The Nigerian government, in collaboration with power-generating companies, has finalized a payment plan to address the presidential power sector debt. A statement from Olu Verheijen, the Special Adviser to the President on Energy, indicates that this development is anticipated to restore financial stability and boost investor confidence in the electricity market. The debt reduction framework, which received approval from President Bola Tinubu, aims to tackle structural bottlenecks and establish a foundation for large-scale private sector investment and sustained economic growth.
On October 7, 2025, a meeting took place involving Wale Edun, the Minister of Finance and Coordinating Minister of the Economy, Bayo Adelabu, the Minister of Power, and Verheijen, along with senior executives from Generation Companies (GenCos). The discussions focused on reviewing the modalities for settling the outstanding debt. The meeting concluded with a consensus on the path forward, which includes conducting bilateral negotiations to finalize comprehensive settlement agreements that consider both fiscal realities and the financial constraints faced by the GenCos.
Endorsed by the Federal Executive Council in August 2025, the plan authorizes the issuance of up to ₦4 trillion in government-backed bonds to settle verified arrears owed to generation companies and gas suppliers. This intervention, the largest in over a decade, addresses a legacy debt overhang that has hindered investment, weakened utility balance sheets, and obstructed reliable power delivery across Nigeria. Industry leaders, such as Tony Elumelu, Chairman of Heirs Holdings and Transcorp Power, and Kola Adesina, Group Managing Director of Sahara Group, have praised the government’s efforts, expressing that the initiative renews their confidence in the reform process.
The debt reduction plan represents a strategic reset of Nigeria’s electricity market, facilitating new investments in generation capacity, modernizing grid infrastructure, and ensuring more reliable electricity for homes and businesses. The government’s focus is on creating favorable conditions for investment, which includes modernizing the grid, improving distribution, and scaling embedded generation. By addressing metering gaps, aligning tariffs with efficient costs, and restoring regulatory trust, the government aims to attract substantial private capital and transform reliable power into a catalyst for economic growth.

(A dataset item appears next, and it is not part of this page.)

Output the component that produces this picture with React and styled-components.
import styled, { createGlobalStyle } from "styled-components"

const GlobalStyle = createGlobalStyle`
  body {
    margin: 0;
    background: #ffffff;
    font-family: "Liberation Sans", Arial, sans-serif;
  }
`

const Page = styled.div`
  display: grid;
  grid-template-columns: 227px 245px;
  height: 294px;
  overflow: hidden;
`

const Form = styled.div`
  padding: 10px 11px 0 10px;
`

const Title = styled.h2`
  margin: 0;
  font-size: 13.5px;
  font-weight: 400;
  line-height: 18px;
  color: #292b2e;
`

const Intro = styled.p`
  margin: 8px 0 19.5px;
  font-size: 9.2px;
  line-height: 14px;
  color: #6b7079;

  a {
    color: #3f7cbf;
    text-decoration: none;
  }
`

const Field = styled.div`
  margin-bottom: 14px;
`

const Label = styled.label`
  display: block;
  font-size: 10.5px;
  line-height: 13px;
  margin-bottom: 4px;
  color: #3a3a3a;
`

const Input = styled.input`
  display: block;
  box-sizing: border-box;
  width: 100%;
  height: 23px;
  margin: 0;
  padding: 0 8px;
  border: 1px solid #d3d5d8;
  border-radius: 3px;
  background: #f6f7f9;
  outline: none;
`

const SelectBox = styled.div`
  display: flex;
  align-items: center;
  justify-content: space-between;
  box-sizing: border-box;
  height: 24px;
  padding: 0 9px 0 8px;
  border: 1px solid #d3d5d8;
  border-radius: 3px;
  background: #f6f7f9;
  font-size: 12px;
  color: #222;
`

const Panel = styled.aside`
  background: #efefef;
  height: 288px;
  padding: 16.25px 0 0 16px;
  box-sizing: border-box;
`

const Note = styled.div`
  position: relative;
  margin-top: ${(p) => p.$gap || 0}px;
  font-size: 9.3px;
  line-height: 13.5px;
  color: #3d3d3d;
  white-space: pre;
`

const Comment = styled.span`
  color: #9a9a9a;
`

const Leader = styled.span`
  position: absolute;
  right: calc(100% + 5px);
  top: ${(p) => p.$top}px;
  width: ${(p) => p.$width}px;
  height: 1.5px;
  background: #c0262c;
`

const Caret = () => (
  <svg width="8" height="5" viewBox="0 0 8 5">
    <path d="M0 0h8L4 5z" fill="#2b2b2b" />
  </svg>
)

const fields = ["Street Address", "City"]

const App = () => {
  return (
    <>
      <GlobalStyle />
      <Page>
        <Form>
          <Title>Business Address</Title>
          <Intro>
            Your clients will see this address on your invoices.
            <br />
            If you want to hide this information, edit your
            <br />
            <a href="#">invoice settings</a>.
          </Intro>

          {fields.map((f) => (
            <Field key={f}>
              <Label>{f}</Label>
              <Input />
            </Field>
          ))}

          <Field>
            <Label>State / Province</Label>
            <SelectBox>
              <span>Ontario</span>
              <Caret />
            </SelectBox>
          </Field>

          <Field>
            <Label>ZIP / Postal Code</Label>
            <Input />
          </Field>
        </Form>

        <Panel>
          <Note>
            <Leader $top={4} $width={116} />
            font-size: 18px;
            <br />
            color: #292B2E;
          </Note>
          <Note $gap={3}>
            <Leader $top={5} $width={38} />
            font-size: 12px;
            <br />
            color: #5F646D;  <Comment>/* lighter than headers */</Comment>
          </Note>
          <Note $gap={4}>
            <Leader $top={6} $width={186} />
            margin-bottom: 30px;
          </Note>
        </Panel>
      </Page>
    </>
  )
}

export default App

The implementation of the Presidential Power Sector Debt Reduction Plan is a collaborative effort involving the Federal Ministry of Finance, the Federal Ministry of Power, and the Office of the Special Adviser to the President on Energy, alongside the Nigerian Bulk Electricity Trading Plc and other key stakeholders. The successful execution of this plan is expected to significantly impact Nigeria’s economy, facilitating sustained private investment and promoting overall economic growth.